The challenge is daunting. The initiative is small compared with the formidable ground operation of religious conservatives championing Mr. Trump’s nomination of Judge Brett M. Kavanaugh to the Supreme Court. Those field operations enjoy millions of dollars of financing in battleground states.
The budget for entire Vote Common Good tour is about $1 million. By comparison, each rally held when the evangelist Franklin Graham barnstormed California this spring to drum up the conservative evangelical vote cost nearly as much.
“The progressive left habitually rediscovers the strength of the evangelical vote and tries to counter it,” said Ralph Reed, the chairman of the conservative Faith and Freedom Coalition, which has field teams in 19 states and plans to knock on two million doors by Election Day.
“To be sure, imitation is the highest form of flattery,” he said. “But this effort will fall short because the religious left lacks the intensity, resources and infrastructure built over the years in the evangelical community.”
That isn’t stopping Democrats from trying.
“You are going to have a percentage of evangelicals who realize that the president’s behavior and policies are inconsistent with the teachings of Christ,” said Mr. Lieu, who is Catholic. “The Democratic Party is a very big tent party. You can have lots of different views. We are very accommodating.”
But the party has struggled to connect with white, socially conservative voters, many of whom have views outside the Democratic platform. A year after white evangelicals helped send Mr.
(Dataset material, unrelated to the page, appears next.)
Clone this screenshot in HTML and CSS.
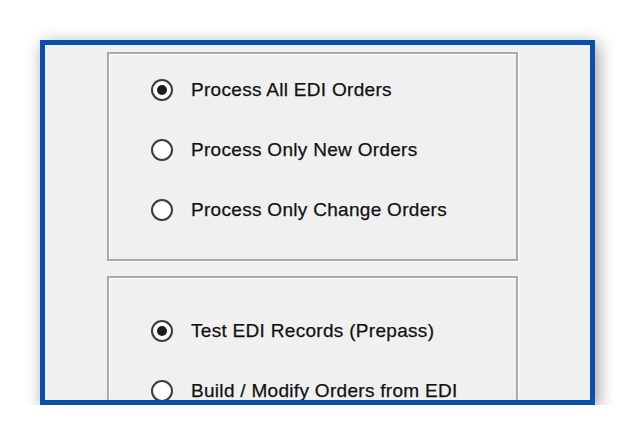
FILE: index.html
```html
<!DOCTYPE html>
<html lang="en">
<head>
    <meta charset="UTF-8">
    <title>EDI Order Processing</title>
    <link rel="stylesheet" href="styles.css">
</head>
<body>
    <div class="frame">
        <div class="group group-mode">
            <label class="option"><span class="radio checked"></span>Process All EDI Orders</label>
            <label class="option"><span class="radio"></span>Process Only New Orders</label>
            <label class="option"><span class="radio"></span>Process Only Change Orders</label>
        </div>
        <div class="group group-run">
            <label class="option"><span class="radio checked"></span>Test EDI Records (Prepass)</label>
            <label class="option"><span class="radio"></span>Build / Modify Orders from EDI</label>
        </div>
    </div>
</body>
</html>
```

FILE: styles.css
```css
* {
    box-sizing: border-box;
}
body {
    margin: 0;
    background-color: #fff;
    font-family: 'Liberation Sans', Arial, sans-serif;
    color: #111;
}
.frame {
    margin: 40px 0 0 40px;
    width: 555px;
    height: 365px;
    border: 5px solid #0a4fab;
    background-color: #f0f0f0;
    box-shadow: 3px 4px 16px rgba(0, 0, 0, 0.4);
    overflow: hidden;
    padding: 7px 0 0 62px;
}
.group {
    width: 411px;
    border: 2px solid #a9a9a9;
    box-shadow: inset 1px 1px 0 #fff, 1px 1px 0 #fff;
    padding-left: 42px;
}
.group-mode {
    padding-top: 6px;
    padding-bottom: 19px;
}
.group-run {
    margin-top: 15px;
    padding-top: 23px;
    height: 200px;
}
.option {
    display: flex;
    align-items: center;
    height: 60px;
    font-size: 19px;
    letter-spacing: 0.3px;
    -webkit-text-stroke: 0.25px #111;
}
.radio {
    width: 22px;
    height: 22px;
    border: 2px solid #3c3c3c;
    border-radius: 50%;
    background-color: #fff;
    margin-right: 18px;
    display: flex;
    align-items: center;
    justify-content: center;
}
.radio.checked::after {
    content: "";
    width: 10px;
    height: 10px;
    border-radius: 50%;
    background-color: #1c1c1c;
}
```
Trump to the White House, the House minority leader, Nancy Pelosi, called on the Democratic Party to make room for anti-abortion voters.
Democrats made gains with the group in 2008, when significantly higher numbers of white evangelicals and Catholics, especially young people, supported Barack Obama than had supported John Kerry four years earlier. Hillary Clinton’s presidential campaign hired a faith outreach director, but its program did not include targeted voter outreach, like its youth programs or women’s outreach.
Progressive religious leaders have been increasingly getting involved in politics since Mr. Trump’s election, protesting a range of administration policies, including the separation of migrant families and the ban on travel from citizens of several Muslim-majority countries. In a bus tour before the midterms, a group of Catholic nuns from across the country is driving to Mar-a-Lago, the president’s Florida residence, to mobilize voters around opposition to the Republican tax law.
Vote Common Good is largely funded by Eric Hadar, a real estate investor and developer and Democratic donor, who gave half a million dollars to the project, and who hopes that evangelical defectors might have the best chance of influencing their peers.
“As a white, liberal Jew living in New York, I can march up Fifth Avenue day and night, it won’t have the same impact,” he said in a phone interview. “This evangelical base is really where this is going to turn. Somebody has to focus on these people.”
Democratic candidates participating in the project say they hope to shift the conversation about values in America, which they believe Mr. Trump has betrayed.
“As a child, my family taught me the importance of following the Golden Rule,” said Katie Hill, a first-time Democratic candidate seeking to flip California’s 25th district, outside Los Angeles. She will be attending one of the Vote Common Good rallies.
Republicans, she said, “have shown time and again that they do not follow this most basic value.”
“They have separated families at the border, repeatedly attempted to slash the social safety net and have waged an outright assault on women’s health and early childhood education,” she said.
Gina Ortiz Jones, an Iraq war veteran in southwest Texas who is running to replace Representative Will Hurd, will speak at the group’s event for her district.
“It’s important for people to know that being religious doesn’t always equal being conservative,” she said in an email. “So many people are in favor of Democratic platforms like affordable health care and comprehensive immigration reform specifically because their religion tells them to be kind, compassionate and deliberate in the way they treat others.”